We did some research on the relative commonality of different types of printed fiction over the period 2010-2020, to see if trademark filing trends have varied over the years. Drum roll… they haven’t, really. Filing numbers for types of genre keywords remained incredibly consistent over the years. General terms like “fiction,” “nonfiction,” and “novels” were all extremely popular – no surprise, since the trademark registration process incentivizes applicants to use broad descriptions to claim as much “turf” as possible.

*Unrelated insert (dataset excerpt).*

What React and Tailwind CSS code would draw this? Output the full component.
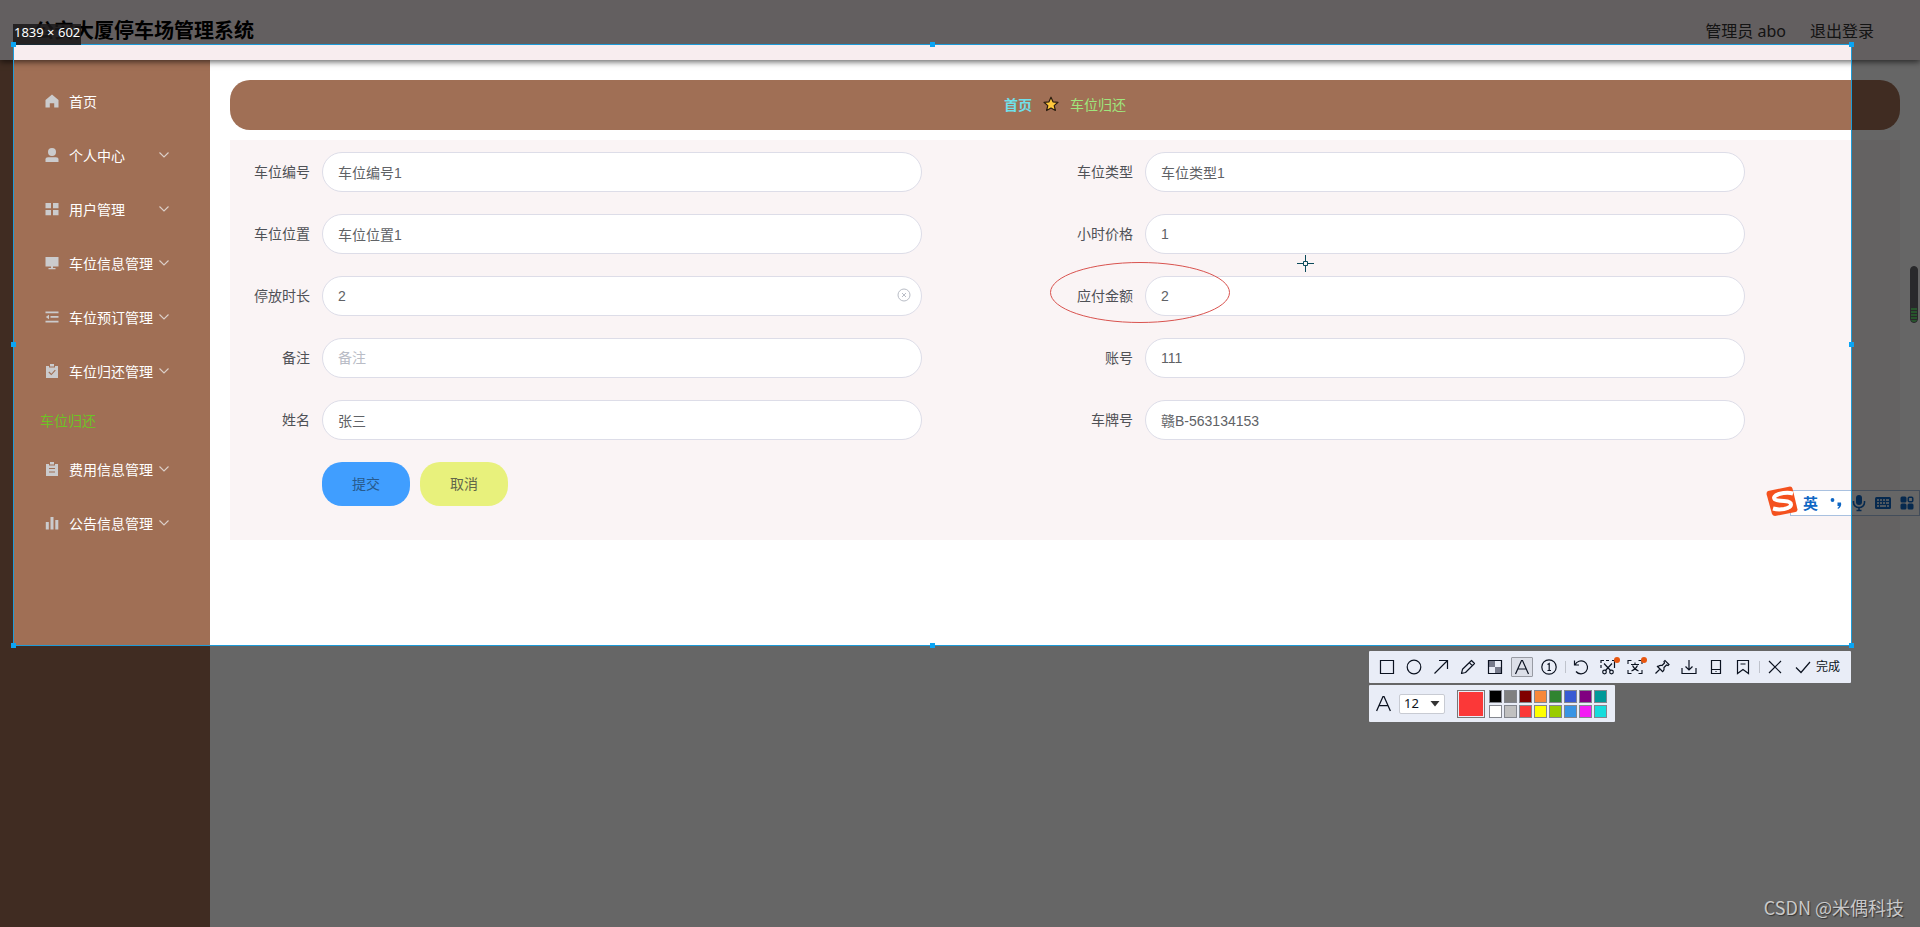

The one big surprise – at least for the author – is how common filings for comics and graphic novels were. It was the single most common specific genre, dwarfing many more traditional categories. To speculate without a whole bunch of concrete evidence, I’d guess that there two things driving this. First, there seem to be more small publishers active in the comics / graphic novels front. Second, more authors in the space may be seeking trademark protection for characters, etc. with an eye towards licensing or merchandising than other genres, given how permeable the membrane between comics and TV/movies have been (at least at the high end). The fact that many comics are sold in a series also makes the registration process simpler compared to novels, where the “single creative work” rule has traditionally made the registration process difficult or unobtainable for authors.

How does this match up with sales figures? Per Book Ad Report, the top fiction genres in order were romance ($1.4b), mystery and sci-fi (between $728m and $590m), then children’s ($160m; not done as a separate category when we ran our numbers) and horror ($79m).